February 12, 2009
Last night I was sitting quietly in my basement, enjoying a peaceful evening with my two adorable children when I heard footsteps rushing up the stairs and a knock at the front door. Two people whom I had never seen before practically broke down my door and with all the determination of a great white shark consuming a newly-discovered, bloody corpse, they tried to sell me one of the most amazing inventions ever known to the human race - a Kirby vacuum.
Ninety minutes later, they had me convinced. Sure, the Kirby gets so much suction on the carpet that it literally lifts the carpet up with it's undeniable power. Sure, you can use it to paint your house, blow your leaves, detail your car, shampoo your carpets, and make an actual golf ball spin rapidly three inches away from the vacuum hose. Sure, they in some way inexplicable to me in this recession-stricken period in our history were able to knock the outrageous preliminary $2395 asking price down to the factory-price - $795.
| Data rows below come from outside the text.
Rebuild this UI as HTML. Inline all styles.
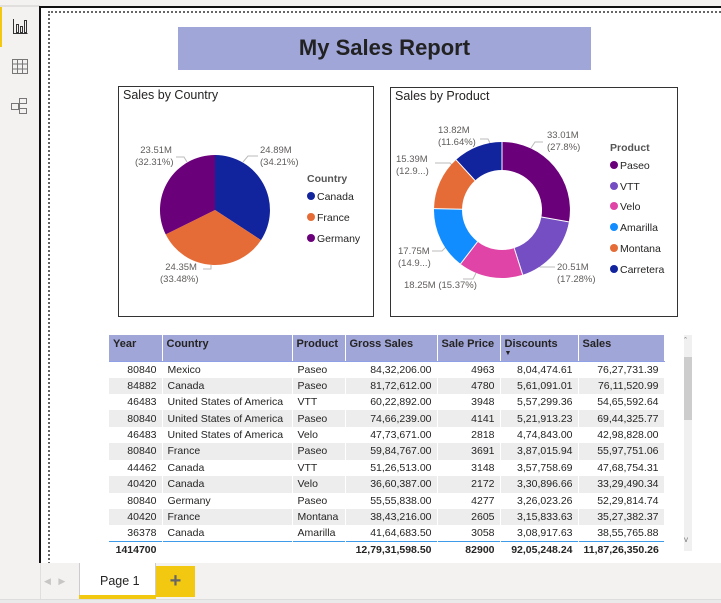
<!DOCTYPE html>
<html><head><meta charset="utf-8"><style>
*{margin:0;padding:0;box-sizing:border-box}
body{width:721px;height:603px;overflow:hidden;background:#f3f2f1;font-family:"Liberation Sans",sans-serif;position:relative;color:#252423}
.a{position:absolute}
.lbl{font-size:9.5px;color:#605e5c;line-height:12px;position:absolute;white-space:nowrap}
.leg{font-size:10.5px;position:absolute;white-space:nowrap}
.dot{display:inline-block;width:8px;height:8px;border-radius:50%;margin-right:2px;vertical-align:-0px}
table{border-collapse:collapse;font-size:10.5px;position:absolute;left:109px;top:335px;width:555px;table-layout:fixed}
th{background:#a0a6d8;text-align:left;font-weight:bold;height:26px;vertical-align:top;padding:3px 3px 0 4px;border-right:1px solid #fff;border-bottom:1px solid #8fa0e6;font-size:11px;white-space:nowrap;overflow:hidden;position:relative}
td{height:16.45px;padding:0 5px;white-space:nowrap;overflow:hidden;line-height:16px;border-right:1px solid #fff}
tr:nth-child(even) td{background:#ededed}
.r{text-align:right}
tfoot td{font-weight:bold;border-top:1.5px solid #3d9bea;background:#fff!important;height:16px}
</style></head><body>
<div class="a" style="left:0;top:0;width:721px;height:6px;background:#f3f2f1"></div>
<div class="a" style="left:0;top:5px;width:40px;height:2px;background:#e1dfdd"></div>
<div class="a" style="left:0;top:7px;width:2px;height:40px;background:#f2c811"></div>
<svg class="a" style="left:10px;top:16px" width="20" height="110" viewBox="0 0 20 110">
<g fill="none" stroke="#333" stroke-width="1">
<path d="M3.5 3v14.5h14"/><rect x="6.5" y="8.5" width="2" height="8"/><rect x="10.5" y="10.5" width="2" height="6"/><rect x="14.5" y="4.5" width="2" height="12"/>
</g>
<g fill="none" stroke="#777" stroke-width="1">
<rect x="2.5" y="43.5" width="15" height="14"/><path d="M2.5 48h15M2.5 53h15M7.5 43.5v14M12.5 43.5v14"/>
<rect x="1.5" y="87.5" width="7" height="6"/><rect x="9.5" y="82.5" width="7" height="5"/><rect x="9.5" y="92.5" width="7" height="5"/><path d="M8.5 90.5h1M9.5 85v10"/>
</g></svg>
<div class="a" style="left:39px;top:6px;width:682px;height:557px;background:#fff;border-left:2px solid #111;border-top:2px solid #111"></div>
<div class="a" style="left:48px;top:11px;width:680px;height:560px;border-left:2px dotted #666;border-top:2px dotted #666"></div>
<div class="a" style="left:178px;top:27px;width:413px;height:43px;background:#a0a6d8;text-align:center;font-weight:bold;font-size:22px;line-height:42px;color:#222">My Sales Report</div>
<div class="a" style="left:118px;top:86px;width:256px;height:231px;border:1px solid #333"></div>
<div class="a" style="left:123px;top:88px;font-size:12.5px;color:#252423">Sales by Country</div>
<svg class="a" style="left:0;top:0" width="721" height="603">
<path d="M215 210L215 155A55 55 0 0 1 261 240.1Z" fill="#12239e"/>
<path d="M215 210L261 240.1A55 55 0 0 1 165.7 234.4Z" fill="#e66c37"/>
<path d="M215 210L165.7 234.4A55 55 0 0 1 215 155Z" fill="#6b007b"/>
<g fill="none" stroke="#bbb" stroke-width="1">
<path d="M243 162l5-6h10"/><path d="M187 162l-3-5h-8"/><path d="M211 265v4h-8"/>
<path d="M531 148l4-6h8"/><path d="M490 143l-2-4h-8"/><path d="M455 168l-5-5h-15"/><path d="M447 246l-5 5h-10"/><path d="M476 273l-3 6h-10"/><path d="M535 261l5 6h15"/>
</g>
<path d="M502 142A68 68 0 0 1 568.9 221.9L541.4 217A40 40 0 0 0 502 170Z" fill="#6b007b"/>
<path d="M568.9 221.9A68 68 0 0 1 522.7 274.8L514.2 248.1A40 40 0 0 0 541.4 217Z" fill="#744ec2"/>
<path d="M522.7 274.8A68 68 0 0 1 460.5 263.9L477.6 241.7A40 40 0 0 0 514.2 248.1Z" fill="#e044a7"/>
<path d="M460.5 263.9A68 68 0 0 1 434 208.6L462 209.2A40 40 0 0 0 477.6 241.7Z" fill="#118dff"/>
<path d="M434 208.6A68 68 0 0 1 456.1 159.8L475 180.5A40 40 0 0 0 462 209.2Z" fill="#e66c37"/>
<path d="M456.1 159.8A68 68 0 0 1 502 142L502 170A40 40 0 0 0 475 180.5Z" fill="#12239e"/>
<g stroke="#fff" stroke-width="1"><path d="M502 142V170M568.9 221.9L541.4 217M522.7 274.8L514.2 248.1M460.5 263.9L477.6 241.7M434 208.6L462 209.2M456.1 159.8L475 180.5"/></g>
</svg>
<div class="lbl" style="left:260px;top:145px">24.89M<br>(34.21%)</div>
<div class="lbl" style="left:135px;top:145px">&nbsp;&nbsp;23.51M<br>(32.31%)</div>
<div class="lbl" style="left:160px;top:262px">&nbsp;&nbsp;24.35M<br>(33.48%)</div>
<div class="leg" style="left:307px;top:173px;font-weight:bold;color:#555">Country</div>
<div class="leg" style="left:307px;top:191px"><span class="dot" style="background:#12239e"></span>Canada</div>
<div class="leg" style="left:307px;top:212px"><span class="dot" style="background:#e66c37"></span>France</div>
<div class="leg" style="left:307px;top:233px"><span class="dot" style="background:#6b007b"></span>Germany</div>
<div class="a" style="left:390px;top:87px;width:288px;height:230px;border:1px solid #333"></div>
<div class="a" style="left:395px;top:89px;font-size:12.5px">Sales by Product</div>
<div class="lbl" style="left:547px;top:130px">33.01M<br>(27.8%)</div>
<div class="lbl" style="left:438px;top:125px">13.82M<br>(11.64%)</div>
<div class="lbl" style="left:396px;top:154px">15.39M<br>(12.9...)</div>
<div class="lbl" style="left:398px;top:246px">17.75M<br>(14.9...)</div>
<div class="lbl" style="left:404px;top:280px">18.25M (15.37%)</div>
<div class="lbl" style="left:557px;top:262px">20.51M<br>(17.28%)</div>
<div class="leg" style="left:610px;top:142px;font-weight:bold;color:#555">Product</div>
<div class="leg" style="left:610px;top:160px"><span class="dot" style="background:#6b007b"></span>Paseo</div>
<div class="leg" style="left:610px;top:181px"><span class="dot" style="background:#744ec2"></span>VTT</div>
<div class="leg" style="left:610px;top:201px"><span class="dot" style="background:#e044a7"></span>Velo</div>
<div class="leg" style="left:610px;top:222px"><span class="dot" style="background:#118dff"></span>Amarilla</div>
<div class="leg" style="left:610px;top:243px"><span class="dot" style="background:#e66c37"></span>Montana</div>
<div class="leg" style="left:610px;top:264px"><span class="dot" style="background:#12239e"></span>Carretera</div>
<table>
<colgroup><col style="width:53px"><col style="width:130px"><col style="width:53px"><col style="width:92px"><col style="width:63px"><col style="width:78px"><col style="width:86px"></colgroup>
<thead><tr><th>Year</th><th>Country</th><th>Product</th><th>Gross Sales</th><th>Sale Price</th><th>Discounts<span style="font-size:7px;position:absolute;left:4px;top:15px">&#9660;</span></th><th>Sales</th></tr></thead>
<tbody>
<tr><td class="r">80840</td><td>Mexico</td><td>Paseo</td><td class="r">84,32,206.00</td><td class="r">4963</td><td class="r">8,04,474.61</td><td class="r">76,27,731.39</td></tr>
<tr><td class="r">84882</td><td>Canada</td><td>Paseo</td><td class="r">81,72,612.00</td><td class="r">4780</td><td class="r">5,61,091.01</td><td class="r">76,11,520.99</td></tr>
<tr><td class="r">46483</td><td>United States of America</td><td>VTT</td><td class="r">60,22,892.00</td><td class="r">3948</td><td class="r">5,57,299.36</td><td class="r">54,65,592.64</td></tr>
<tr><td class="r">80840</td><td>United States of America</td><td>Paseo</td><td class="r">74,66,239.00</td><td class="r">4141</td><td class="r">5,21,913.23</td><td class="r">69,44,325.77</td></tr>
<tr><td class="r">46483</td><td>United States of America</td><td>Velo</td><td class="r">47,73,671.00</td><td class="r">2818</td><td class="r">4,74,843.00</td><td class="r">42,98,828.00</td></tr>
<tr><td class="r">80840</td><td>France</td><td>Paseo</td><td class="r">59,84,767.00</td><td class="r">3691</td><td class="r">3,87,015.94</td><td class="r">55,97,751.06</td></tr>
<tr><td class="r">44462</td><td>Canada</td><td>VTT</td><td class="r">51,26,513.00</td><td class="r">3148</td><td class="r">3,57,758.69</td><td class="r">47,68,754.31</td></tr>
<tr><td class="r">40420</td><td>Canada</td><td>Velo</td><td class="r">36,60,387.00</td><td class="r">2172</td><td class="r">3,30,896.66</td><td class="r">33,29,490.34</td></tr>
<tr><td class="r">80840</td><td>Germany</td><td>Paseo</td><td class="r">55,55,838.00</td><td class="r">4277</td><td class="r">3,26,023.26</td><td class="r">52,29,814.74</td></tr>
<tr><td class="r">40420</td><td>France</td><td>Montana</td><td class="r">38,43,216.00</td><td class="r">2605</td><td class="r">3,15,833.63</td><td class="r">35,27,382.37</td></tr>
<tr><td class="r">36378</td><td>Canada</td><td>Amarilla</td><td class="r">41,64,683.50</td><td class="r">3058</td><td class="r">3,08,917.63</td><td class="r">38,55,765.88</td></tr>
</tbody>
<tfoot><tr><td class="r">1414700</td><td></td><td></td><td class="r">12,79,31,598.50</td><td class="r">82900</td><td class="r">92,05,248.24</td><td class="r">11,87,26,350.26</td></tr></tfoot>
</table>
<div class="a" style="left:684px;top:335px;width:8px;height:216px;background:#f0f0f0"></div>
<div class="a" style="left:684px;top:357px;width:8px;height:63px;background:#cdcdcd"></div>
<div class="a" style="left:684px;top:336px;font-size:9px;color:#777">&#710;</div>
<div class="a" style="left:684px;top:535px;font-size:8px;color:#777">v</div>
<div class="a" style="left:0;top:563px;width:721px;height:40px;background:#f3f2f1"></div>
<div class="a" style="left:40px;top:563px;width:1px;height:36px;background:#e1dfdd"></div>
<div class="a" style="left:0;top:599px;width:721px;height:4px;background:#eaeaea;border-top:1px solid #ddd"></div>
<div class="a" style="left:44px;top:576px;font-size:9px;color:#c8c6c4">&#9664;&nbsp;&nbsp;&nbsp;&#9654;</div>
<div class="a" style="left:79px;top:563px;width:77px;height:36px;background:#fff;border-left:1px solid #ccc;border-right:1px solid #ccc"></div>
<div class="a" style="left:79px;top:595px;width:77px;height:4px;background:#f2c811"></div>
<div class="a" style="left:100px;top:574px;font-size:12.5px;color:#252423">Page 1</div>
<div class="a" style="left:156px;top:566px;width:39px;height:31px;background:#f2c811;color:#666;font-size:20px;font-weight:bold;text-align:center;line-height:31px">+</div>
</body></html>
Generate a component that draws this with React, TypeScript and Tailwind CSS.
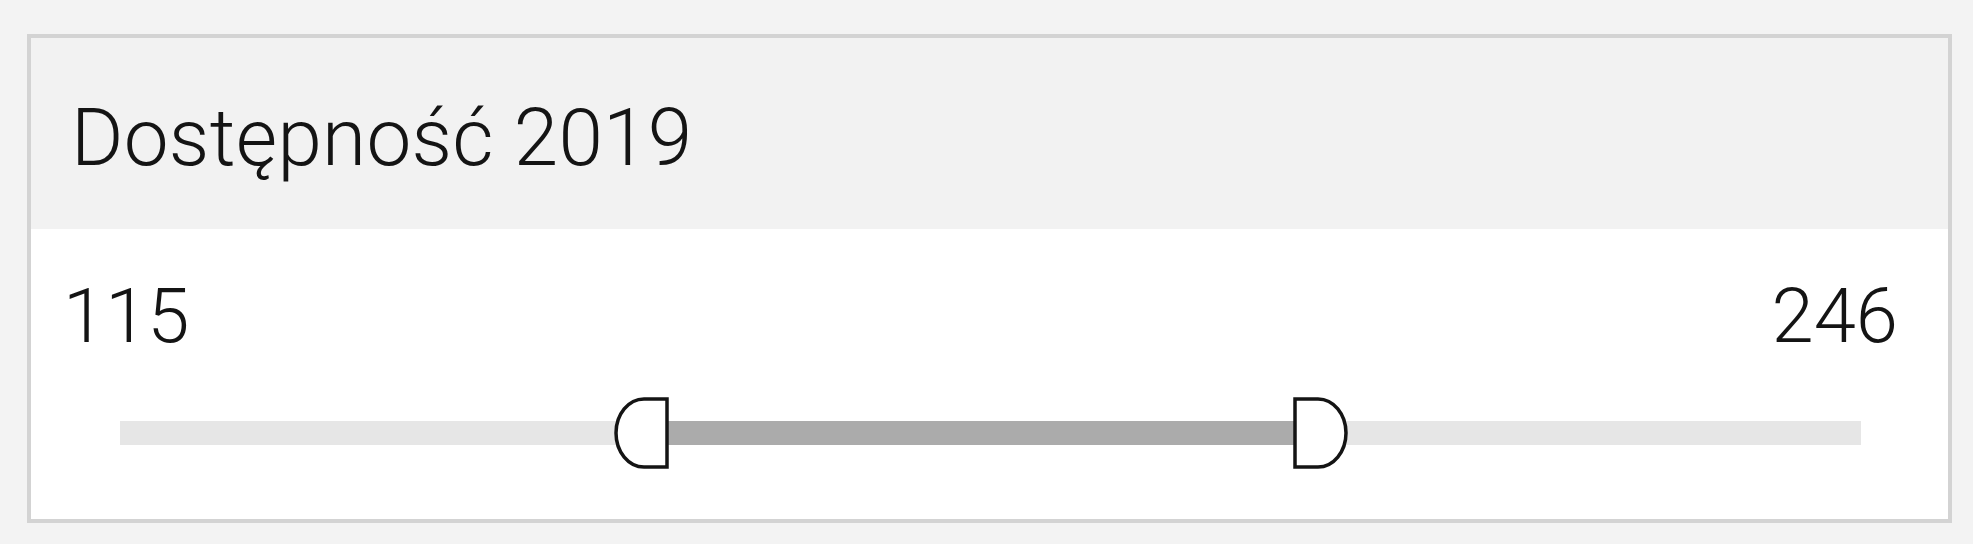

All I could think about was how I had just lost 90 minutes of my life, that they obviously had no conception or appreciation for how valuable that time lost was to me, and that I had to finish my six-page Spanish paper, as well as a 20-minute class presentation. I don't know who is more to blame, the pushy people who barged into my place of security, myself for being stupid enough to let them in in the first place, or my neighbor who didn't let them in so that they ended up at my house. Well, we know the second choice isn't an option, so it's either pushy people or my neighbor.
The moral of the story is this: the people from Kirby reminded me of a resolution I made years ago with regard to overly aggressive and pushy salespeople. If I can't keep them from barging into my house, or wasting my time calling me on the phone, they at least need to know that they have lost a customer, forever.
I have made this resolution time and time again. I often re-make it whenever I walk into a shopping mall. I explained my position to this effect in the past to a representative of the Casper Star-Tribune. I had subscribed to the paper for a time, but because of financial circumstances, I canceled the subscription. When they wouldn't stop calling me, I finally said, "Listen. I like your newspaper. I am aware of its presence in the world. In the future, when I am able to do so, it is very likely I will subscribe to the paper again. But if you call me one more time, I guarantee you I will never buy another paper from your company again."
Unfortunately, I didn't say the same thing to the Kirby crew. But I'm saying it now. I'm sure it makes no difference to the salespeople from last evening if I never buy a Kirby vacuum. But resolutions such as these are necessary to combat against the space-invading creatures that will not leave innocent civilians like me alone. In the end, my life will be easier. So, was it really worth it, Kirby?